Stressing the moral concepts such as respecting others’ religions, treating other people the way you want to be treated, and living up to promises instead, she vowed that she was not “purporting that the religion of Scientology be taught in schools.”

Atheist Rob Sherman also testified and argued against the material because of its tie to Scientology and Constitutional breach, explaining that adopting the booklet into school curricula would be the comparable to Francis Cardinal George promoting the Holy Bible for character education.

The Simpsons actress reiterated that she wasn’t attempting to indoctrinate Illinois schoolchildren and asked Sherman to take one of her “How to Make Good Choices” booklets and actually read it.

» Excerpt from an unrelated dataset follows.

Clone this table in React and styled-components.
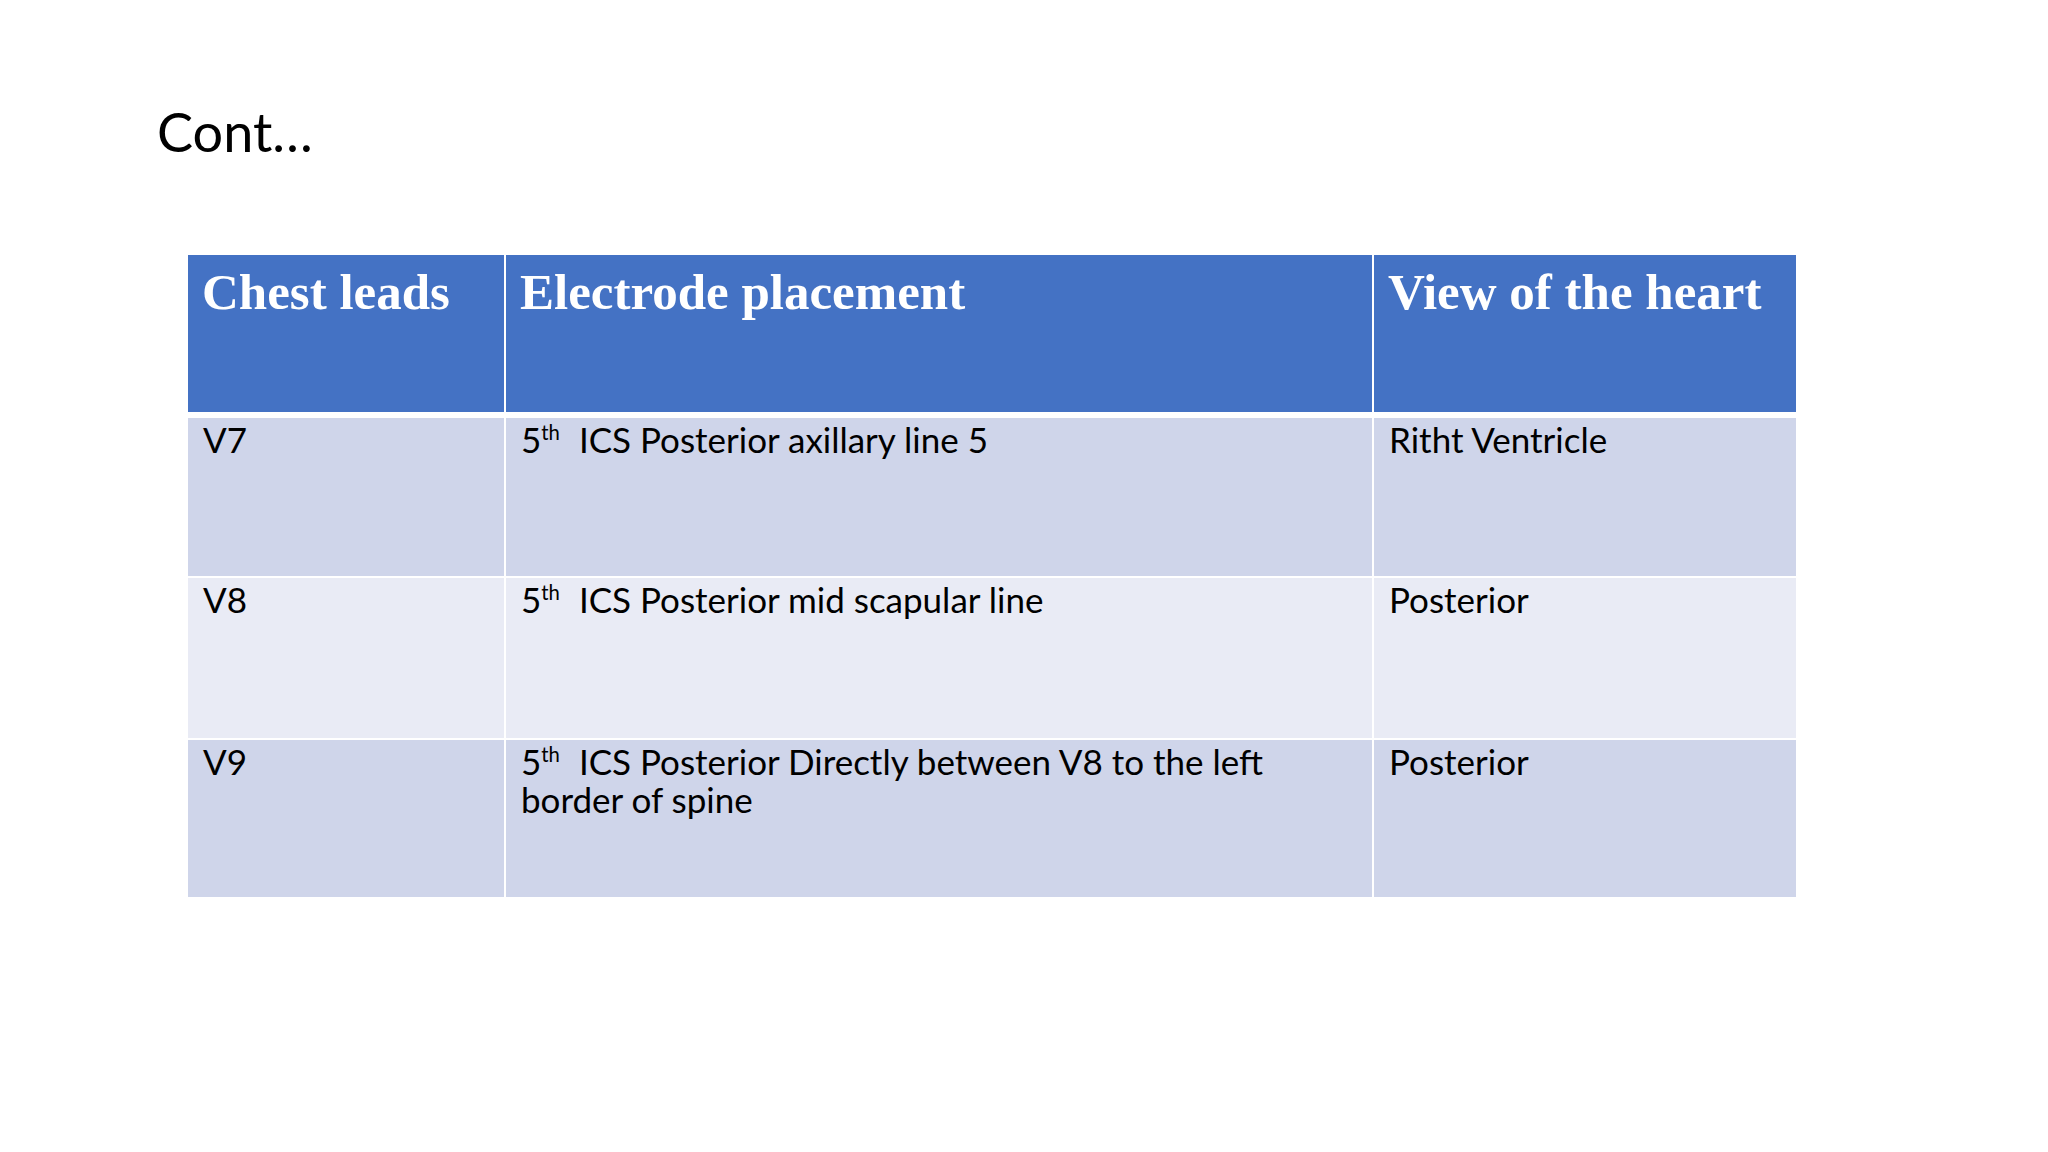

Further hoping to clarify the misunderstanding, Burke declared, “I happen to represent a very underprivileged community, a challenged community. I know what this document says, what this booklet espouses, is good for those people. It’s something they’re not getting in the home.”

But Mitchell, the committee’s ranking Republican, still objected to the book, not because of its contents, but because of the religious ties, where Internet-savvy children could link the book to Hubbard and be led to the religion.

Laurie Higgins, director of School Advocacy for the Illinois Family Institute, also disapproved of the program, telling The Christian Post that she was deeply troubled that lawmakers would include this in their curriculum.

“I know they’re saying the particular ideas are secularized notions, but imagine if you tried to put forth a document for character for public schools that was a secularized version of the Ten Commandments or Sermon on the Mount.”

With many of Cartwright’s principles resembling the Ten Commandments, like Hubbard’s 21 precepts for a happier life, Higgins stated, “If we think that that’s okay, why don’t we just have the Ten Commandments?”

Moreover, unsatisfied with the lawmakers’ suggested solution to a much more complicated problem, she asserted, “Taking out just the name [of Hubbard and Cartwright’s affiliation] is insufficient because the program itself will direct people to this religious website. I speculate that is one of their goals, which is why they are so tenacious in getting this in public schools.”

Because so much of the book highlights “generic good values,” Higgins wondered why lawmakers would not try and search for similar programs from a less controversial source and organization.

And like Rep. Mitchell, the Illinois Family Institute spokesperson felt that the booklet might have students researching further into the material, which would directly link them to the Church of Scientology.

“If someone searches for the 21 moral precepts, it takes them right to their site. And in addition, we’re left with the problematic ideas, the ideas that I wouldn’t agree with.”

Referring to the exposition of “happiness” on Hubbard’s “The Way to Happiness” website, which states things like “If one does not survive, no joy and no happiness are obtainable,” Higgins found some of the ideas deeply problematic to her own faith. “My personal survival isn’t the key to happiness in a Christian sense.”

Burke plans to rewrite the resolution and bring it up again later.